### EXERCISE MATERIALS
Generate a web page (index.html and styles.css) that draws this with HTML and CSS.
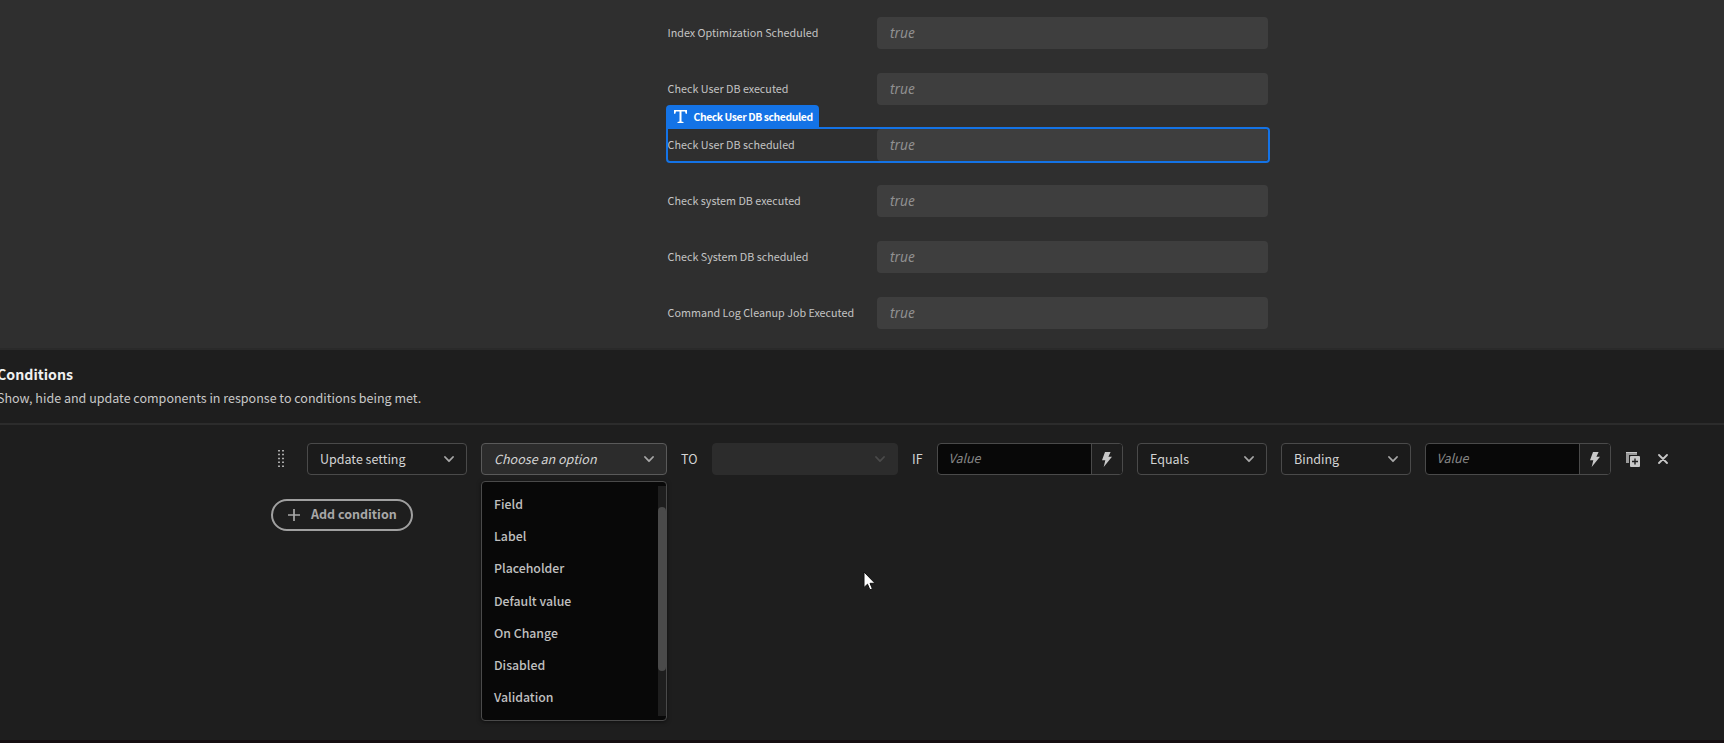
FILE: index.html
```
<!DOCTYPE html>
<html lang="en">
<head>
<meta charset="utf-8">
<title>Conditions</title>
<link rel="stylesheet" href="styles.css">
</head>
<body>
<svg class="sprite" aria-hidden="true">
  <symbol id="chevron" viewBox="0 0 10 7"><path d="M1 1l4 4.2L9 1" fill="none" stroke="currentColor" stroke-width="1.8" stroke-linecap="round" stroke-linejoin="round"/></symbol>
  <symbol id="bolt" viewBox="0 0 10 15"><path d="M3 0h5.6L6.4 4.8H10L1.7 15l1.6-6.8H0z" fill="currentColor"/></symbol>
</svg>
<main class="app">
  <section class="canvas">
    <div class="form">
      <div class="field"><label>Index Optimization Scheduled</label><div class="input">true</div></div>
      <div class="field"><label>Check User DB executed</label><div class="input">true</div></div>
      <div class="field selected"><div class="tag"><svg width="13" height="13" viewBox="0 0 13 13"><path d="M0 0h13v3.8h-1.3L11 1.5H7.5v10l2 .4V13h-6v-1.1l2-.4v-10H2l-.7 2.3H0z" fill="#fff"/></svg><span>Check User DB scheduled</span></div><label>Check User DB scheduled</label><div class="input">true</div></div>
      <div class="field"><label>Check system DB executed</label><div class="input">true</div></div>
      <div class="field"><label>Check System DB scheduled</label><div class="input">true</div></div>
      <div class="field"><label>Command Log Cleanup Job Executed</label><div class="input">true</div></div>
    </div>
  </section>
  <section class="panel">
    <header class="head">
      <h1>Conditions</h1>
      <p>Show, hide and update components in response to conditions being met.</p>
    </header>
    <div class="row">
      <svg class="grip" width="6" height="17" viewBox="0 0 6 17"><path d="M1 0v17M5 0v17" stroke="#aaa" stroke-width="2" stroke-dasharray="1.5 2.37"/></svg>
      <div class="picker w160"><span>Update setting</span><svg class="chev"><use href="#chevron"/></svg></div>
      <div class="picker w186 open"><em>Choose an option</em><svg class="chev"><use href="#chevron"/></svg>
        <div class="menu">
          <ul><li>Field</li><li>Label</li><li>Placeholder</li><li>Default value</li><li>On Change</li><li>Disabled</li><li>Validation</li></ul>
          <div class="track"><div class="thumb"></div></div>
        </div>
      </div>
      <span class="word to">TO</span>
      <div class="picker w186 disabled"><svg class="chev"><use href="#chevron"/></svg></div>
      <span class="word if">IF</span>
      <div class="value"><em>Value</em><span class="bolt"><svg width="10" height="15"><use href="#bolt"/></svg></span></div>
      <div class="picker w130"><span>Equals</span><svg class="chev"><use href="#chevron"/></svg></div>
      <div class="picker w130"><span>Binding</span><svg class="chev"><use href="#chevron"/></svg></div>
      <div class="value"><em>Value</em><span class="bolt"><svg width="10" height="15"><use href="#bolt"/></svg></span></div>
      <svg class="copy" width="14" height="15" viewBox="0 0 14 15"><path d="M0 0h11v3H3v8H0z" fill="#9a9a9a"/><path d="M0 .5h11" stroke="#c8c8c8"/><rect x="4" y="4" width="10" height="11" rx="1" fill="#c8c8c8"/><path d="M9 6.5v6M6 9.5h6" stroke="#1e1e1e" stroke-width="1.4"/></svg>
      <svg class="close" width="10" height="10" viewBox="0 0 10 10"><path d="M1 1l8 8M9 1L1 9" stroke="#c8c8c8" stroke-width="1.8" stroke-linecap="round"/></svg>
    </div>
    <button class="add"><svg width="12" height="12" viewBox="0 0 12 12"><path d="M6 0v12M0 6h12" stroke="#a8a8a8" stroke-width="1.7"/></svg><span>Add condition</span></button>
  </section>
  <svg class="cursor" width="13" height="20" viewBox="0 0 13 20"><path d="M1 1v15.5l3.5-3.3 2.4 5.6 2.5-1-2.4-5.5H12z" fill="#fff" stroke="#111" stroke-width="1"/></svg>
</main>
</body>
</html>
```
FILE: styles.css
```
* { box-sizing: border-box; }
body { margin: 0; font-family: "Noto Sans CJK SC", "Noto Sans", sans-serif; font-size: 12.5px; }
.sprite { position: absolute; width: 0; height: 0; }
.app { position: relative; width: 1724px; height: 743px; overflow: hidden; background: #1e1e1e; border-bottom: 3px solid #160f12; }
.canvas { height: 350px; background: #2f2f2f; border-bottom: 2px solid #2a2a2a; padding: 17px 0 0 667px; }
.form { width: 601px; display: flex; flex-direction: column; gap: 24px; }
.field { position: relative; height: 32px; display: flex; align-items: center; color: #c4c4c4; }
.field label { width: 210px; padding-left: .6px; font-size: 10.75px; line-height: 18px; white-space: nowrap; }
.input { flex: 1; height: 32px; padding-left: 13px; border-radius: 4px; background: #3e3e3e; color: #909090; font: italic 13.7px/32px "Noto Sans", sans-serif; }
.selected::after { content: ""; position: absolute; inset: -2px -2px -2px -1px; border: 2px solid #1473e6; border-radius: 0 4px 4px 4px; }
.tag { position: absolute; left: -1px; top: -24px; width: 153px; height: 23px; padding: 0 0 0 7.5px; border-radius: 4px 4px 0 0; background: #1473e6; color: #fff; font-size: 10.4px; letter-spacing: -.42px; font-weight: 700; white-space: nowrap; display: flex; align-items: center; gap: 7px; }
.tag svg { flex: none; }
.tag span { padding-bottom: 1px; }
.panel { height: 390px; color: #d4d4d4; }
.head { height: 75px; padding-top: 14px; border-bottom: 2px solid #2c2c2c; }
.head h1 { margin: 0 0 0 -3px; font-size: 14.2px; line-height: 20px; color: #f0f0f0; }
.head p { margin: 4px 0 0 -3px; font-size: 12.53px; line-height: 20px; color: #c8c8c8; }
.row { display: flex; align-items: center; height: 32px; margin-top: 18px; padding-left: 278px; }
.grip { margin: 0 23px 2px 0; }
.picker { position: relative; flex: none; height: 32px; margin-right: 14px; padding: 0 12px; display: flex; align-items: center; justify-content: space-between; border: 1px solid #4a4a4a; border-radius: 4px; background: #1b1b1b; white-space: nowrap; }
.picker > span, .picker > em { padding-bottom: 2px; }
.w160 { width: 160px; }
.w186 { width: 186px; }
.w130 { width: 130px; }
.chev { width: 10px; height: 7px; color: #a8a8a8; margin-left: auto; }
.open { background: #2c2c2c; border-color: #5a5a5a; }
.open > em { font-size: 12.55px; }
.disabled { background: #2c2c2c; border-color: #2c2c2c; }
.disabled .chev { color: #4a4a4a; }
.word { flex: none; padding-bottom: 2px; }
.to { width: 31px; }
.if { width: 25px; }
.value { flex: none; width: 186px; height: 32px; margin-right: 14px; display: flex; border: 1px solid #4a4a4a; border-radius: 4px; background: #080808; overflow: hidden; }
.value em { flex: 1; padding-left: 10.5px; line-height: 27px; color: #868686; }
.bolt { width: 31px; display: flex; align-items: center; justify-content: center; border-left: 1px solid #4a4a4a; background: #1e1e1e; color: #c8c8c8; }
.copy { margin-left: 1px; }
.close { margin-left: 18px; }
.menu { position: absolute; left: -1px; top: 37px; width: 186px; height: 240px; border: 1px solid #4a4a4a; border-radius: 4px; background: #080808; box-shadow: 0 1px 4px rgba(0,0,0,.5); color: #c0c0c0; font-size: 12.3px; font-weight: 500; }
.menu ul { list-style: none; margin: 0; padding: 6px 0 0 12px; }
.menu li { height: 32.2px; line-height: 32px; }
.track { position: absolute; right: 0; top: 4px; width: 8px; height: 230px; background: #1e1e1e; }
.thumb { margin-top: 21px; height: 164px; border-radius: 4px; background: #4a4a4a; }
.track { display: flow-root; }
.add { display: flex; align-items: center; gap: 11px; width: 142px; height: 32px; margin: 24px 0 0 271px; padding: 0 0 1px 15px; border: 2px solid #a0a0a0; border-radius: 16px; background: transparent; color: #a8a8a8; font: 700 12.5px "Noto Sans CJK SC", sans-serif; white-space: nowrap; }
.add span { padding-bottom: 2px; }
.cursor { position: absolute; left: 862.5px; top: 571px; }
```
--
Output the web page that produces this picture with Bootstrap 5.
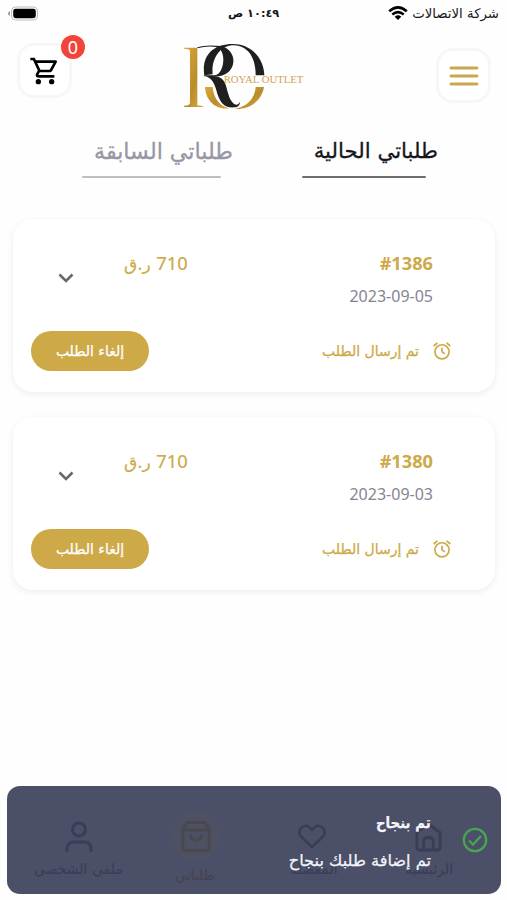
* * *
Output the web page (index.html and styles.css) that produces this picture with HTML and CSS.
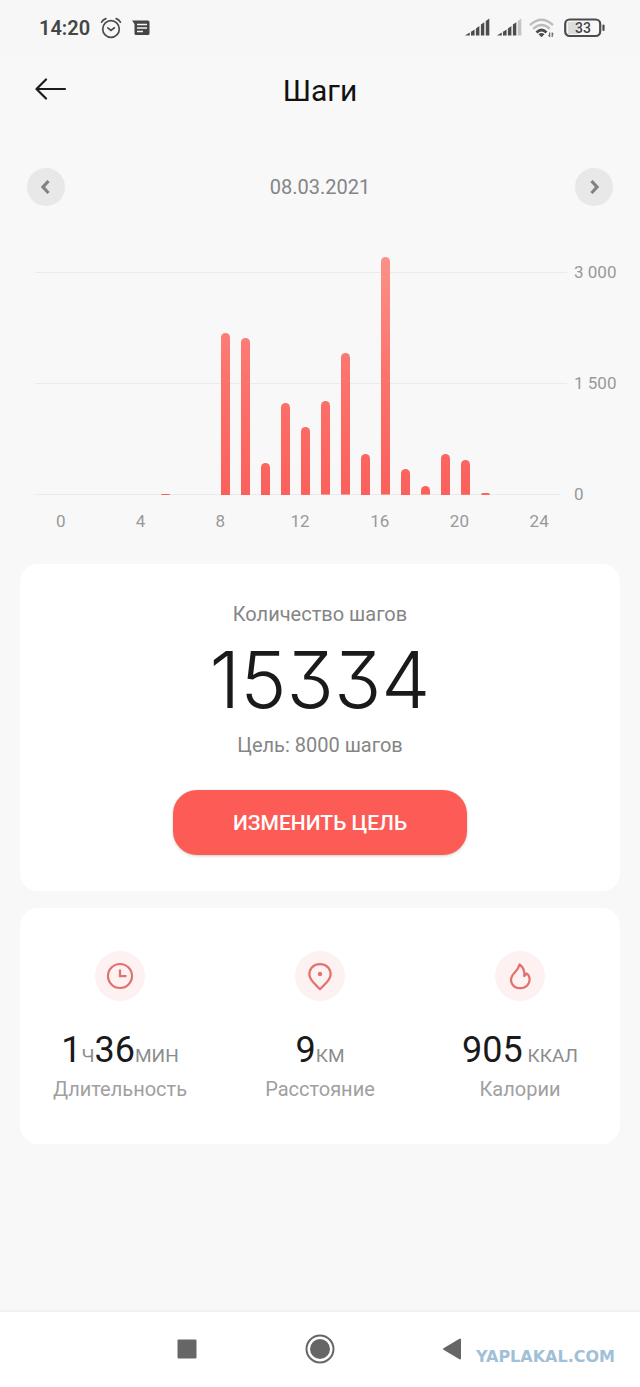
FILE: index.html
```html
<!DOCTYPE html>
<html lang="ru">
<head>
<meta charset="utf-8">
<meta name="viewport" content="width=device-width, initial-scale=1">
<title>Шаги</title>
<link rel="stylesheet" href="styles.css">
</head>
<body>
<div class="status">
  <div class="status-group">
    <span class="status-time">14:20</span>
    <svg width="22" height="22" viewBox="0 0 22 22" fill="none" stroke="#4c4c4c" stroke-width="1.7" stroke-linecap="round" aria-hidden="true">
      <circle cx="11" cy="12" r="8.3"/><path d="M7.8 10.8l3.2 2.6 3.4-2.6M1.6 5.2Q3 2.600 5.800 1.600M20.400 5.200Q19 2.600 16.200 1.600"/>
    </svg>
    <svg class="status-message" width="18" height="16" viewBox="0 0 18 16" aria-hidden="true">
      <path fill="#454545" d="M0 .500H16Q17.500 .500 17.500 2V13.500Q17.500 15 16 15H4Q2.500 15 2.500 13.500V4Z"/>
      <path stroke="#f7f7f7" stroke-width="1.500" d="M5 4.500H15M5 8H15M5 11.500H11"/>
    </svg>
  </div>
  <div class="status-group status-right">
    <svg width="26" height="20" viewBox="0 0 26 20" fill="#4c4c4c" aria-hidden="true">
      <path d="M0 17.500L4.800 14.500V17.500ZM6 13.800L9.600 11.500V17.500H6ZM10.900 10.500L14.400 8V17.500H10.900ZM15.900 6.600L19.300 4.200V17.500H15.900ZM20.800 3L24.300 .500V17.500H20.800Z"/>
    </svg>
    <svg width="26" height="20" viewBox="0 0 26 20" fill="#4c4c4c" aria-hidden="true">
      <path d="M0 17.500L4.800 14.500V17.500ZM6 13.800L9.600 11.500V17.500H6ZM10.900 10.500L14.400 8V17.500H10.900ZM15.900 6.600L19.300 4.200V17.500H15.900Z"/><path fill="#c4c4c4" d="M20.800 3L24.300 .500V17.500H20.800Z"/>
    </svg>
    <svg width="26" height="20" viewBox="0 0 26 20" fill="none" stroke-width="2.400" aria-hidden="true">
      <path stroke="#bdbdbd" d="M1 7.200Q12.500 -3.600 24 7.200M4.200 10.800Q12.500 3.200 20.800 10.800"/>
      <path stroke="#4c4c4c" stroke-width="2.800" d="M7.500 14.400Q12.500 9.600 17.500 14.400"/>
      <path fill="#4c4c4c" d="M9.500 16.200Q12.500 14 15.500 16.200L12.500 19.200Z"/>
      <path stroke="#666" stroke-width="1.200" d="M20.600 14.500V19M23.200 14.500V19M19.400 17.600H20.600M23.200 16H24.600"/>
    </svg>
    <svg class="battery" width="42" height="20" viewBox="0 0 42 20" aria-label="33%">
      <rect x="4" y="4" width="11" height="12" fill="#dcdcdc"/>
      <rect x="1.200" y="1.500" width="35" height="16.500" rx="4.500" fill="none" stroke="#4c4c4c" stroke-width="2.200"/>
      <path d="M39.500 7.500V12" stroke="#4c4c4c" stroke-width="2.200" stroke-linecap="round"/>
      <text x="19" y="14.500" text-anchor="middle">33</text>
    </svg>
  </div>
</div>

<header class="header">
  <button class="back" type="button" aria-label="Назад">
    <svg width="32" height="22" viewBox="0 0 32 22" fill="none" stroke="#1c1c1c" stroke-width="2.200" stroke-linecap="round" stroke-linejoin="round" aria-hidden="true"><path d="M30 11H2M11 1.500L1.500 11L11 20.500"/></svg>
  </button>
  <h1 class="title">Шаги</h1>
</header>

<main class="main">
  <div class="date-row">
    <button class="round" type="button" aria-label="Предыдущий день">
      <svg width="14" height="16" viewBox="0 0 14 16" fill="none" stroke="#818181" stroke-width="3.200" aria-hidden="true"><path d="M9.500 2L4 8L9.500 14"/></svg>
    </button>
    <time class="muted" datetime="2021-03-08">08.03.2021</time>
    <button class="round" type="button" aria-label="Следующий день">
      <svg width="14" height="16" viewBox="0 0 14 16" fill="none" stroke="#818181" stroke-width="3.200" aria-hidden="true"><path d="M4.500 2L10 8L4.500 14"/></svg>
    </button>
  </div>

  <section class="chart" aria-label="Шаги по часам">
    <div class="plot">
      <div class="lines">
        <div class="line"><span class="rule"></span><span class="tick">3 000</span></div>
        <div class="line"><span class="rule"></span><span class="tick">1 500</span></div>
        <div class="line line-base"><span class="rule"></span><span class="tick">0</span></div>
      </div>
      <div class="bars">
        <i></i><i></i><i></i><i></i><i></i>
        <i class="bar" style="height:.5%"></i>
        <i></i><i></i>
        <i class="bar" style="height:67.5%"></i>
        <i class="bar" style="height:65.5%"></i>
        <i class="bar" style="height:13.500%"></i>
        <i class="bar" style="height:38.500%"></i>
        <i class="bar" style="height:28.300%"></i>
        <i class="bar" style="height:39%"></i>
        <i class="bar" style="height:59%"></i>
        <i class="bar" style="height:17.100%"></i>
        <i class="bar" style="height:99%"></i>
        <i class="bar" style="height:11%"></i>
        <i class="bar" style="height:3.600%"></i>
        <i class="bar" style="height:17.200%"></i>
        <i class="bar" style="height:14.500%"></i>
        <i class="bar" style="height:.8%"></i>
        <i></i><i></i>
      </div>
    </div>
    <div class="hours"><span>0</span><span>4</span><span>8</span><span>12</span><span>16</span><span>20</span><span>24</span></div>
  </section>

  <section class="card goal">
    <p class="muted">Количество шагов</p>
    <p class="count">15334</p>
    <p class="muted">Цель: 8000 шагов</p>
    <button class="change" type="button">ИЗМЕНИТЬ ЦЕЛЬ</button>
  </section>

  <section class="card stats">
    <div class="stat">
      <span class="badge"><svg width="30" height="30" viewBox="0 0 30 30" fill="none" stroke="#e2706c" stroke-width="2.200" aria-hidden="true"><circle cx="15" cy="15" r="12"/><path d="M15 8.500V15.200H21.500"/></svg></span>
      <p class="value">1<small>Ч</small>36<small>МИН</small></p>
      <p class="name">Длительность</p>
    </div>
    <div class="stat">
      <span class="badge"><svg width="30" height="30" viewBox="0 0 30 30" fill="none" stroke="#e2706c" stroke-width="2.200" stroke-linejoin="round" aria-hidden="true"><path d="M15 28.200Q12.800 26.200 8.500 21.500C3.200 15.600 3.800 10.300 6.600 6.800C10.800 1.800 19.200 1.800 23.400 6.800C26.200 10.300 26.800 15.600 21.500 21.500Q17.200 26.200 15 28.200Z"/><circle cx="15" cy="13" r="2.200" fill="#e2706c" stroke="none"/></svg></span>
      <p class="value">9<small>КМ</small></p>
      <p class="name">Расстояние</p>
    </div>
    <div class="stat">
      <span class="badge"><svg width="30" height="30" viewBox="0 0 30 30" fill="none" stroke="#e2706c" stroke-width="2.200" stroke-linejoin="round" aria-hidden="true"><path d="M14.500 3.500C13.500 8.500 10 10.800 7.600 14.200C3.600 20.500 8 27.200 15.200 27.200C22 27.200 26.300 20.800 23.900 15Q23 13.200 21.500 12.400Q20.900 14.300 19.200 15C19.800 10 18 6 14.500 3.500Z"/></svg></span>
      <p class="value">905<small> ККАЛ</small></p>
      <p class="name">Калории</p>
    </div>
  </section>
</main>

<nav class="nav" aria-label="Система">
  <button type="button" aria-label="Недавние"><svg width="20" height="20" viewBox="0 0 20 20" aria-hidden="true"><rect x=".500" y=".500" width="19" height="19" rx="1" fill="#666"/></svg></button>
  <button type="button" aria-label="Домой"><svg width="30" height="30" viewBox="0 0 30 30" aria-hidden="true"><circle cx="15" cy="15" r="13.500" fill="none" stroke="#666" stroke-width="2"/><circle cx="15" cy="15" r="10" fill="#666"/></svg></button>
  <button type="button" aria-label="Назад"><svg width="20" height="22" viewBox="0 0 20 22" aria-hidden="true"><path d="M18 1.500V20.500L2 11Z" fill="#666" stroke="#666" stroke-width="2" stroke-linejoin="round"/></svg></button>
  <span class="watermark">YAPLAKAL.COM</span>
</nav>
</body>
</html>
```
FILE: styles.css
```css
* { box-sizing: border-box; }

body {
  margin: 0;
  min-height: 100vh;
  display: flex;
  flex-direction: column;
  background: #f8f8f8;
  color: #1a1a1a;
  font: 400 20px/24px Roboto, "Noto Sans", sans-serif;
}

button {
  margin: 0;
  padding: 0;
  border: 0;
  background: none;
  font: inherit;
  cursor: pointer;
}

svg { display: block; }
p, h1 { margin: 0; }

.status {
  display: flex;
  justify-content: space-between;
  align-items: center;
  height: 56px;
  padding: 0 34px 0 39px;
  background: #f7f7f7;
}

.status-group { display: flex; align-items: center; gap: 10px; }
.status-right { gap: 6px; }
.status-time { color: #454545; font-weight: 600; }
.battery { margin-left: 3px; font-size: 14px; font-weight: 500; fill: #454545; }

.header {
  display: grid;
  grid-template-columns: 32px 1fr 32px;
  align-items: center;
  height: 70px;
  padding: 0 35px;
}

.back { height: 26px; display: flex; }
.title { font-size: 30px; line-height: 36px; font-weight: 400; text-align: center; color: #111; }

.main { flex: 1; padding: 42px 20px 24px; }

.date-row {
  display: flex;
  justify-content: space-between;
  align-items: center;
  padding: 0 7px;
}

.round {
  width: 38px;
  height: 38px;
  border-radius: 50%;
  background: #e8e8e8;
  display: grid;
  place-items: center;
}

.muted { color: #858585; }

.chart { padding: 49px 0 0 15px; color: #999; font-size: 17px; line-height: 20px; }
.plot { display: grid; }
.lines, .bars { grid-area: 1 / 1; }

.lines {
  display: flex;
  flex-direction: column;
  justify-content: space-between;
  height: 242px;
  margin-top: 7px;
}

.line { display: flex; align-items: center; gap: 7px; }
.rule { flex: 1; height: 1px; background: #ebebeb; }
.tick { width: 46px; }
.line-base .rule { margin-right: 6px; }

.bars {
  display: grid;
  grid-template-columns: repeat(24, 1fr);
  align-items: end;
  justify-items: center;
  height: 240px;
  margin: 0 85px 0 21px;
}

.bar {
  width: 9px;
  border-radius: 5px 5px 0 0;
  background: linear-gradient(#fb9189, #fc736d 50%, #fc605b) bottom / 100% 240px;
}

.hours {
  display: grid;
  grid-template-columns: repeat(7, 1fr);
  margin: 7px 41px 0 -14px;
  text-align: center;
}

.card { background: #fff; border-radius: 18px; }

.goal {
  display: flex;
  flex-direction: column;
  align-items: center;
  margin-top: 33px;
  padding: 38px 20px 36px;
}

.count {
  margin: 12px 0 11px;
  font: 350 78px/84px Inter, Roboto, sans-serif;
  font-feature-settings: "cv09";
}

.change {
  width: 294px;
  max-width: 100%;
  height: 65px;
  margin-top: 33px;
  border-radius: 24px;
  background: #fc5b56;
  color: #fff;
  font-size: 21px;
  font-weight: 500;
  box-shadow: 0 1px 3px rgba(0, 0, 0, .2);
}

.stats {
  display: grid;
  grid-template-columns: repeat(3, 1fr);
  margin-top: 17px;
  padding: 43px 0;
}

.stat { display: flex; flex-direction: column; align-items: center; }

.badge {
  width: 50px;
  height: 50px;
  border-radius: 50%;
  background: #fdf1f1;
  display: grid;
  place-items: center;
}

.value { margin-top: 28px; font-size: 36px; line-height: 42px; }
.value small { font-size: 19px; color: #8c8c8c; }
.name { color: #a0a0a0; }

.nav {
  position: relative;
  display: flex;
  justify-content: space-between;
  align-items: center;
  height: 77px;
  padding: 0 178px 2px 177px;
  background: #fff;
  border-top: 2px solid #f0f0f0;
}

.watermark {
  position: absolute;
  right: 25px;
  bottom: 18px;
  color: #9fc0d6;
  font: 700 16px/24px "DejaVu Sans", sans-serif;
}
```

### PROBLEM TO SOLVE
Find and copy every line in the entries above where the string "picture" occurs.

### ANSWER TO THE EXERCISE
Output the web page that produces this picture with Bootstrap 5.
Output the web page (index.html and styles.css) that produces this picture with HTML and CSS.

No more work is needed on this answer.